Unofficial ballot drop boxes found in three California counties
Officials said the California secretary of state’s office has received several reports in recent days of possibly illegal drop boxes for ballots in three counties.
Secretary of State Alex Padilla’s office said it is coordinating with local officials to investigate the reports of unauthorized boxes in Orange, Los Angeles and Fresno counties, according to the Orange County Register.
“Operating unofficial ballot drop boxes — especially those misrepresented as official drop boxes — is not just misleading to voters, it’s a violation of state law,” Padilla said in a statement.
The boxes have reportedly been sighted in locations such as churches and local political parties’ offices, the Register noted. Ballot drop boxes are under the jurisdiction of county election officials, according to the newspaper, which added that a felony conviction for operating unauthorized boxes can carry a sentence of up to four years.
Freedom’s Way Baptist Church in Castaic, for example, posted on social media that a metal box out front was “approved and brought by the GOP.” Church officials said they did not have access to the ballots, adding that local Republican officials were responsible for collecting them.
The Fresno County Republican Party also posted what it called a list of “secure” ballot collection sites on its website, none of which are official county drop box locations, according to the official county site.
California Republican officials have defended the drop boxes, saying a 2016 law allowing so-called ballot harvesting permits them. State officials said the boxes do not constitute harvesting, which allows voters to designate someone to submit ballots on their behalf.
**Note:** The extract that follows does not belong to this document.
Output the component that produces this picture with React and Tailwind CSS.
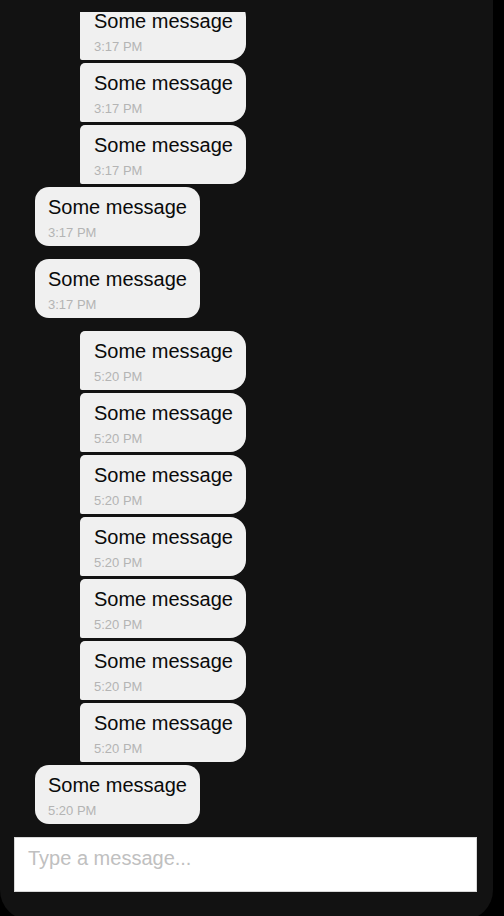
import React from "react";

const msgs = [
  { t: "3:17 PM", indent: true, gap: 3 },
  { t: "3:17 PM", indent: true, gap: 3 },
  { t: "3:17 PM", indent: true, gap: 3 },
  { t: "3:17 PM", indent: true, gap: 3 },
  { t: "3:17 PM", indent: false, gap: 3 },
  { t: "3:17 PM", indent: false, gap: 13 },
  { t: "5:20 PM", indent: true, gap: 13 },
  { t: "5:20 PM", indent: true, gap: 3 },
  { t: "5:20 PM", indent: true, gap: 3 },
  { t: "5:20 PM", indent: true, gap: 3 },
  { t: "5:20 PM", indent: true, gap: 3 },
  { t: "5:20 PM", indent: true, gap: 3 },
  { t: "5:20 PM", indent: true, gap: 3 },
  { t: "5:20 PM", indent: false, gap: 3 },
];

function Bubble({ t, indent, gap }) {
  return (
    <div
      className={
        "shrink-0 w-fit bg-[#f0f0f0] pt-[8px] pb-[5px] " +
        (gap === 13 ? "mt-[13px] " : "mt-[3px] ") +
        (indent
          ? "ml-[80px] pl-[14px] pr-[13px] rounded-tl-[5px] rounded-bl-[2px] rounded-r-[16px]"
          : "ml-[35px] pl-[13px] pr-[13px] rounded-[14px]")
      }
    >
      <div className="text-[20px] leading-[24px] text-[#0a0a0a]">Some message</div>
      <div className="mt-[6px] text-[13px] leading-[16px] text-[#b4b4b4]">{t}</div>
    </div>
  );
}

export default function App() {
  return (
    <div
      className="bg-black h-[916px] overflow-hidden"
      style={{ fontFamily: '"Liberation Sans", Arial, sans-serif' }}
    >
      <div className="w-[493px] h-[920px] bg-[#121212] rounded-b-[30px] flex flex-col pt-[12px] pb-[28px]">
        <div className="flex-1 min-h-0 overflow-hidden flex flex-col justify-end">
          {msgs.map((m, i) => (
            <Bubble key={i} {...m} />
          ))}
        </div>
        <div className="shrink-0 mt-[13px] ml-[14px] mr-[16px] h-[55px] bg-white border border-[#d8d8d8] pl-[13px] pt-[9px]">
          <div className="text-[20px] leading-[23px] text-[#c0c0c0]">Type a message...</div>
        </div>
      </div>
    </div>
  );
}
The drop boxes, however, do not involve a designated proxy signing for the ballots, according to state officials.
“What we did was started to look into it, notified the state, and the Secretary of State issued guidance this afternoon that it is illegal and you can’t do that,” Orange County Registrar of Voters Neal Kelley told the Register. “It would be like me installing a mailbox out on the corner — the post office is the one that installs mailboxes.”